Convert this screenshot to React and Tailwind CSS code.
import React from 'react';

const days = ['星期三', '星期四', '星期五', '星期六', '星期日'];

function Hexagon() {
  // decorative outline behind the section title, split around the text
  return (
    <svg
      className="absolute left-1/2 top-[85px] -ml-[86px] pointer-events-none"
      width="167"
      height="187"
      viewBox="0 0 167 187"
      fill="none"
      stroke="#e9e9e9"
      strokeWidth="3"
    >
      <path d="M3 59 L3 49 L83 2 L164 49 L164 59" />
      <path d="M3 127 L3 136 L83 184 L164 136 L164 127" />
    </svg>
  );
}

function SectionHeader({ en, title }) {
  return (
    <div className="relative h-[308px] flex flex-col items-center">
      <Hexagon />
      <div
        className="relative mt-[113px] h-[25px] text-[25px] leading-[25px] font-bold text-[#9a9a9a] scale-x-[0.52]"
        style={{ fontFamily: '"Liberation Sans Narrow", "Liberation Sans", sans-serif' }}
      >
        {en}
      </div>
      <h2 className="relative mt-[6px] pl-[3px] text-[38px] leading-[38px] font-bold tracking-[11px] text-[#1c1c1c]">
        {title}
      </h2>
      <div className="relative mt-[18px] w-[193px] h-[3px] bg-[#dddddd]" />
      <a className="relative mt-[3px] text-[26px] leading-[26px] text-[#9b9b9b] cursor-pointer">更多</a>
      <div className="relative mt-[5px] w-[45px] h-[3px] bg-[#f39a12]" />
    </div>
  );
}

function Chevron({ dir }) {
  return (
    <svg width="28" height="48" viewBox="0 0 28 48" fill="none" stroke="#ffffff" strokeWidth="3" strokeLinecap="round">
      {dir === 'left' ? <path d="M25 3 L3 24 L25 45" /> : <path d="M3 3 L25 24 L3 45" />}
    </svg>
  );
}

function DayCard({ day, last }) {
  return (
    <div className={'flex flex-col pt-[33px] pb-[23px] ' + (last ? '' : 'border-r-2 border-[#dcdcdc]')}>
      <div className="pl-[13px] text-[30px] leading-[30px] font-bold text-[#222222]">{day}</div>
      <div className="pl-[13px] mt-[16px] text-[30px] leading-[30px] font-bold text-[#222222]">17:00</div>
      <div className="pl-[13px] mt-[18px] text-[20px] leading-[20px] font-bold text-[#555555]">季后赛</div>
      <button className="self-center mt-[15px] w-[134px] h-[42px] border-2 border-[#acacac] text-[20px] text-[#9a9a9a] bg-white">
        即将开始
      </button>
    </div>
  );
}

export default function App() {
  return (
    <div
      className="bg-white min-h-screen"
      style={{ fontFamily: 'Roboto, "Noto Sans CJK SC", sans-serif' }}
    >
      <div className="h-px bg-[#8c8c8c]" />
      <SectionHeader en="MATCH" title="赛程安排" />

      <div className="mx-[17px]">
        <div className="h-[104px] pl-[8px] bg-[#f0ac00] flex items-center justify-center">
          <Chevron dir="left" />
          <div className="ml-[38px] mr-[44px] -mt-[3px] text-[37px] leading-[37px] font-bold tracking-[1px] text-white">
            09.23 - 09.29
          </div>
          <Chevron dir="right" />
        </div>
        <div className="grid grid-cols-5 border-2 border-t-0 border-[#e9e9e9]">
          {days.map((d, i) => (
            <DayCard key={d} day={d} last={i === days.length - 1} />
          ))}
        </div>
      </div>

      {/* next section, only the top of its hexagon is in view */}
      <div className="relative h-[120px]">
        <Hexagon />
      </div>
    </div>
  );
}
--
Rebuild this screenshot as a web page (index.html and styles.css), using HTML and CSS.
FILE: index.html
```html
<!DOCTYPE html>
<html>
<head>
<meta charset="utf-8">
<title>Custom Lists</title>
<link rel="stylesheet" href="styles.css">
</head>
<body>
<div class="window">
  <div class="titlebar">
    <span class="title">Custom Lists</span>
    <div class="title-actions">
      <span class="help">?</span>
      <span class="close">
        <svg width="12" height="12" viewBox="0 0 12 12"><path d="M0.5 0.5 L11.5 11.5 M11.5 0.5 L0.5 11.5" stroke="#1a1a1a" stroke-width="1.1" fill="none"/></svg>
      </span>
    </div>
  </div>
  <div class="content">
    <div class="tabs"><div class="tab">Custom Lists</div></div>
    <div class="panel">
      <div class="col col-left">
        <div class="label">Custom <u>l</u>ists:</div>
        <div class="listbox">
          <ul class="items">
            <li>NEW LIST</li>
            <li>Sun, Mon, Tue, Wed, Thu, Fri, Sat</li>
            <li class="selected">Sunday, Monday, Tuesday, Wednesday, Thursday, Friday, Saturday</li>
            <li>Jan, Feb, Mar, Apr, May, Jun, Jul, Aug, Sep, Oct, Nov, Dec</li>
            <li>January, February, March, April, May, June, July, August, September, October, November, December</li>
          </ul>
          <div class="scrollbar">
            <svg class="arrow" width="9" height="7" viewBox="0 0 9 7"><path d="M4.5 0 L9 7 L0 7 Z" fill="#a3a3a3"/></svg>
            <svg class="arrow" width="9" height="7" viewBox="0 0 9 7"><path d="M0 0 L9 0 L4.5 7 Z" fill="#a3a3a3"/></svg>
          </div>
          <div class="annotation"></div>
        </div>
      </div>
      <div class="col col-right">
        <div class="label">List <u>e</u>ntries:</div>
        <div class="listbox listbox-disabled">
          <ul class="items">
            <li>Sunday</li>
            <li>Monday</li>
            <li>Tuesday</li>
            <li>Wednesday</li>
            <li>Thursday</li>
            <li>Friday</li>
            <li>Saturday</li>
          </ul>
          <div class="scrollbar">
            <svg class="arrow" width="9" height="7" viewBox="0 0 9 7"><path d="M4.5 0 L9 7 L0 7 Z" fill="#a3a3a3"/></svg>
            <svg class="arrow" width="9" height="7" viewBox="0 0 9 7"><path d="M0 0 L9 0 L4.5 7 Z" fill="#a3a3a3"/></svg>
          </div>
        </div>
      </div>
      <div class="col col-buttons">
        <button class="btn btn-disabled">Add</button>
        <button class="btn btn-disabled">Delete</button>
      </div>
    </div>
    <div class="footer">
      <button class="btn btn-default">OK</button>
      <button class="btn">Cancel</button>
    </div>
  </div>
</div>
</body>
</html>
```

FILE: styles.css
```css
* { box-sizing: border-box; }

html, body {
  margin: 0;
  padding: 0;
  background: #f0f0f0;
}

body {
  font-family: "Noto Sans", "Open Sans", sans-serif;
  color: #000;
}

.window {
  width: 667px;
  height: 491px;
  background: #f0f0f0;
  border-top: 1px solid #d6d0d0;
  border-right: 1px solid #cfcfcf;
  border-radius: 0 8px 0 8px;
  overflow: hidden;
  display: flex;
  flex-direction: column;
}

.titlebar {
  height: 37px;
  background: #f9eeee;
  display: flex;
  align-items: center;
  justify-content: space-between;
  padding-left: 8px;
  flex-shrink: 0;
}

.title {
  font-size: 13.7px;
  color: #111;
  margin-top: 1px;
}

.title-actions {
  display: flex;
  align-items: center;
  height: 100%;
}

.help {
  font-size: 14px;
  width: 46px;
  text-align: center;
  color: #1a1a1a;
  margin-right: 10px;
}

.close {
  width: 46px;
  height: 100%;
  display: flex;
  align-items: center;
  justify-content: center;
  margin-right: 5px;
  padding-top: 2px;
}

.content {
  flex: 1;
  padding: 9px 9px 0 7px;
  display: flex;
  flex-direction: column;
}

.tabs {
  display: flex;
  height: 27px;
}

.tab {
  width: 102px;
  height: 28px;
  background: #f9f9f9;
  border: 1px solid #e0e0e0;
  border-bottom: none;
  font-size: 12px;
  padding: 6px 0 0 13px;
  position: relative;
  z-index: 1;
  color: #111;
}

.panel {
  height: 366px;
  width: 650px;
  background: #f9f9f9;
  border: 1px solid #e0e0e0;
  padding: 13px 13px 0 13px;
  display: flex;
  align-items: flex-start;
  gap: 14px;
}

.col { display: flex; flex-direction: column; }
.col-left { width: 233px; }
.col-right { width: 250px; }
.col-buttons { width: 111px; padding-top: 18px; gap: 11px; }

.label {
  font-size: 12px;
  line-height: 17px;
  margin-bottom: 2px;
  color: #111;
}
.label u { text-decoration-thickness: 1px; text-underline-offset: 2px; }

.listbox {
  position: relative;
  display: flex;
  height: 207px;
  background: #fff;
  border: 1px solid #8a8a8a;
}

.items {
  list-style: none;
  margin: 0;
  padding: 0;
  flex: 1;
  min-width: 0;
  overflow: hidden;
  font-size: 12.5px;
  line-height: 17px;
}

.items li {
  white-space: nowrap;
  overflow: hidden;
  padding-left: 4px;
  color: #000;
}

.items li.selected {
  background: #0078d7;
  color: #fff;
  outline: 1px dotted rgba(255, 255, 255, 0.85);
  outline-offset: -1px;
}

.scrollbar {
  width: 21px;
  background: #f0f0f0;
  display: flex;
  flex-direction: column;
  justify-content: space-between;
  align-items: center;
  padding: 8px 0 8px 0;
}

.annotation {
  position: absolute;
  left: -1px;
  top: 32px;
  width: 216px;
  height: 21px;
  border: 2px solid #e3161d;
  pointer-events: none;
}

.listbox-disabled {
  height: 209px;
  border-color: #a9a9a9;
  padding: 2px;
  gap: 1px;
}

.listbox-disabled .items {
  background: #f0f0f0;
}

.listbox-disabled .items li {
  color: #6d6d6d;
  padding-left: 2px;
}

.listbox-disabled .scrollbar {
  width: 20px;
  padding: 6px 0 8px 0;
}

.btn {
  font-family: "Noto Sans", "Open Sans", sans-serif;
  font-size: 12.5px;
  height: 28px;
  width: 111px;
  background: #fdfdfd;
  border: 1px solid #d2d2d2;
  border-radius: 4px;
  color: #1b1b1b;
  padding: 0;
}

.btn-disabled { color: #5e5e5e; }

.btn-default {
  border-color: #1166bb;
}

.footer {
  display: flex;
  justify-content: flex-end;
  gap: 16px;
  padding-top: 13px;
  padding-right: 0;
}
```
...
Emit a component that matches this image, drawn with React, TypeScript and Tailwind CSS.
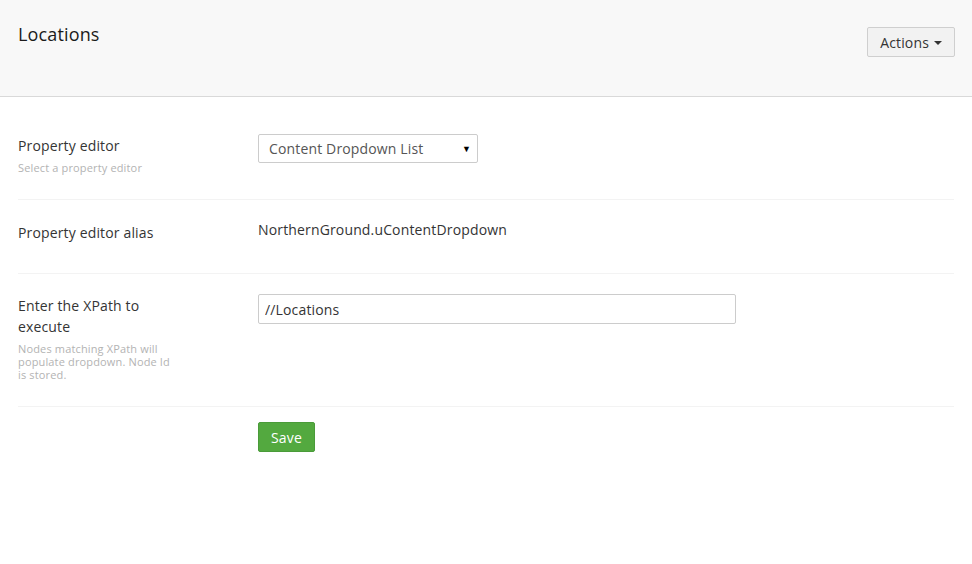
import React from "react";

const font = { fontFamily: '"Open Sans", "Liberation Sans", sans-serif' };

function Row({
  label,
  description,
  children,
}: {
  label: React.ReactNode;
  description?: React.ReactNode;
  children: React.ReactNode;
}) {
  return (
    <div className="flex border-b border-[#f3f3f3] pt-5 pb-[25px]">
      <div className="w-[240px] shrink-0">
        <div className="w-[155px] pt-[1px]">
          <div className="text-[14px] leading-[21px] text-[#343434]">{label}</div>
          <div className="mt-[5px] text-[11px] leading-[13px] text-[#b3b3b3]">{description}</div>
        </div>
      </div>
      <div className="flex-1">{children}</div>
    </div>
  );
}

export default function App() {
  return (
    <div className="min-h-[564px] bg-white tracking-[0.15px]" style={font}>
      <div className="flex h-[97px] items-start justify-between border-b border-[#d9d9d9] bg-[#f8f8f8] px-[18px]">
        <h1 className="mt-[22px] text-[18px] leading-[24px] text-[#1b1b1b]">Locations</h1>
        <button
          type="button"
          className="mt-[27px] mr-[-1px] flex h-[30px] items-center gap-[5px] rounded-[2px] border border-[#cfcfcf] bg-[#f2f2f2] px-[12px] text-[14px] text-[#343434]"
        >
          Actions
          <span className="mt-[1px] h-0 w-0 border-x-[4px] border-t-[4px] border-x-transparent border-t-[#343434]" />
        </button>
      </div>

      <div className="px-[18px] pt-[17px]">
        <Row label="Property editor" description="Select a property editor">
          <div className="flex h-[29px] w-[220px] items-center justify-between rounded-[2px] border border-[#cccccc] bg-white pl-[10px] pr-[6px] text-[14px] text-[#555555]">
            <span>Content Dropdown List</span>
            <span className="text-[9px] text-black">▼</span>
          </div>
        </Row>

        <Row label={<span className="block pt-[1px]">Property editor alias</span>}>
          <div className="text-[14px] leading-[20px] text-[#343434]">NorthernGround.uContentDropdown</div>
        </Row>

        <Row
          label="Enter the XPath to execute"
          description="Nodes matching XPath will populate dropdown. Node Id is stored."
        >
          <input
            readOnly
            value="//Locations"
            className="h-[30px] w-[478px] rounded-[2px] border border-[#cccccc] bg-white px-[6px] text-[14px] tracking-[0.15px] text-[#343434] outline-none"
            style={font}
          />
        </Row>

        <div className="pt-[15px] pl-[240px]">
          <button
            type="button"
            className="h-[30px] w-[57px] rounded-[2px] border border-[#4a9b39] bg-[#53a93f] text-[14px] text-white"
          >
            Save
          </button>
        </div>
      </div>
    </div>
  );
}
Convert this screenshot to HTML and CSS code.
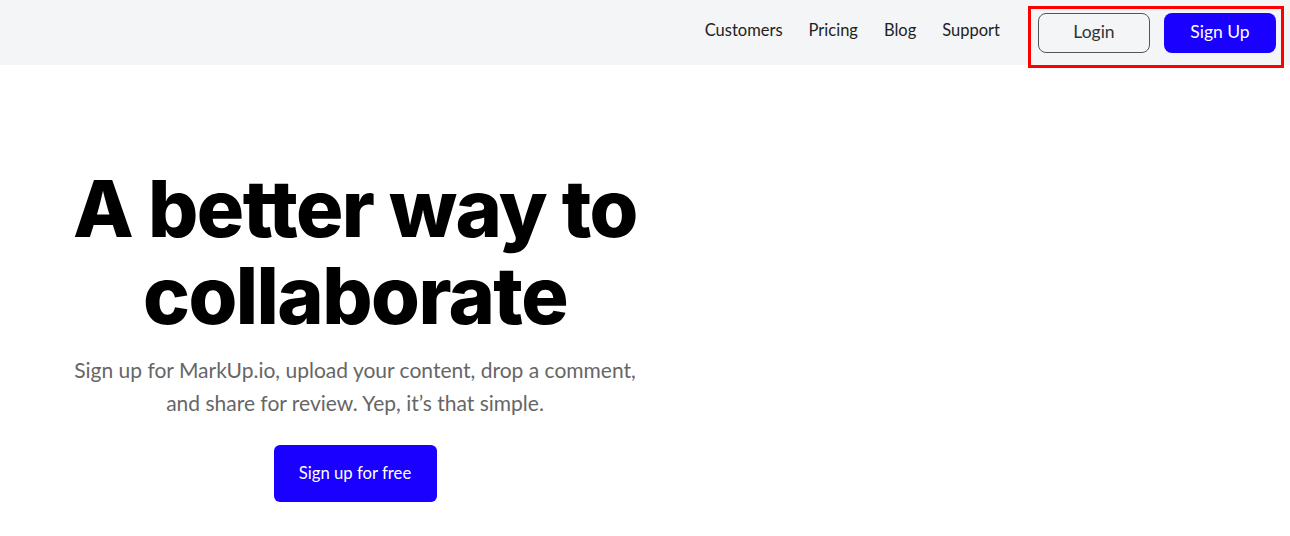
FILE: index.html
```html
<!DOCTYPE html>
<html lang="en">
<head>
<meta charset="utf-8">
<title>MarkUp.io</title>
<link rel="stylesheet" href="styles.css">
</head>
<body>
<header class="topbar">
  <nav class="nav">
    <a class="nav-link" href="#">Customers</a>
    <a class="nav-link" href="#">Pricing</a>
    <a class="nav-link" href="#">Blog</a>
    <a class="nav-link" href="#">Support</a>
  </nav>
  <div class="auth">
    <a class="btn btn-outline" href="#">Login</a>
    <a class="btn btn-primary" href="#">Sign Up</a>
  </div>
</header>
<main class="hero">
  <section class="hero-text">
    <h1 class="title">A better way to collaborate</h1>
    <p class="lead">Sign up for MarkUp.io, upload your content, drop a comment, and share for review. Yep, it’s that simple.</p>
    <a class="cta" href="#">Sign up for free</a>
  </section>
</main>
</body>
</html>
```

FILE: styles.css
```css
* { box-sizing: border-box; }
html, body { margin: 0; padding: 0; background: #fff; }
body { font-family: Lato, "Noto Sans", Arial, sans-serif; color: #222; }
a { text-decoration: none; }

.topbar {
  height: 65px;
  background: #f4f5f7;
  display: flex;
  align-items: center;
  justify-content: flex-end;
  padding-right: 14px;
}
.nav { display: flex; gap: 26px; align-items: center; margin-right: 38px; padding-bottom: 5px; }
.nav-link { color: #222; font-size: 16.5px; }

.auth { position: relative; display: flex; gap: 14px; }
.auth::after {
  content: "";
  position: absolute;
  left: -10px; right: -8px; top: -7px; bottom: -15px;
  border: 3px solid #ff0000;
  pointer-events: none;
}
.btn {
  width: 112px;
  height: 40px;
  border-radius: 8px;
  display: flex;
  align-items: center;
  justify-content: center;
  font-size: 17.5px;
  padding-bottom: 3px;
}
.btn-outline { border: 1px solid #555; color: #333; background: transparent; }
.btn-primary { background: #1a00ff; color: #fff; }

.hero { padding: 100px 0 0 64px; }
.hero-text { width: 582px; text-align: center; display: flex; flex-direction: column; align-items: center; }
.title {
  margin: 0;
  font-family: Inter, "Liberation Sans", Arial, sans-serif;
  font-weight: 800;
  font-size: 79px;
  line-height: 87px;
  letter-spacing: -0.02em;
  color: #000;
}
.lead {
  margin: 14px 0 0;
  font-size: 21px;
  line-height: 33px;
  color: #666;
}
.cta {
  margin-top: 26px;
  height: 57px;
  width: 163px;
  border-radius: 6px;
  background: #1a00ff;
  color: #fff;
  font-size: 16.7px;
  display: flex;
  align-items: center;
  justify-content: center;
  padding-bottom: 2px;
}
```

* Stated goal
Take the line containing "Convert this screenshot to React" and the line containing "const days = ['星期三', '星期四', '星期五', '星期六', '星期日'];". Write out both and all lines between, exactly, and nothing more.

* Solved problem
Convert this screenshot to React and Tailwind CSS code.
import React from 'react';

const days = ['星期三', '星期四', '星期五', '星期六', '星期日'];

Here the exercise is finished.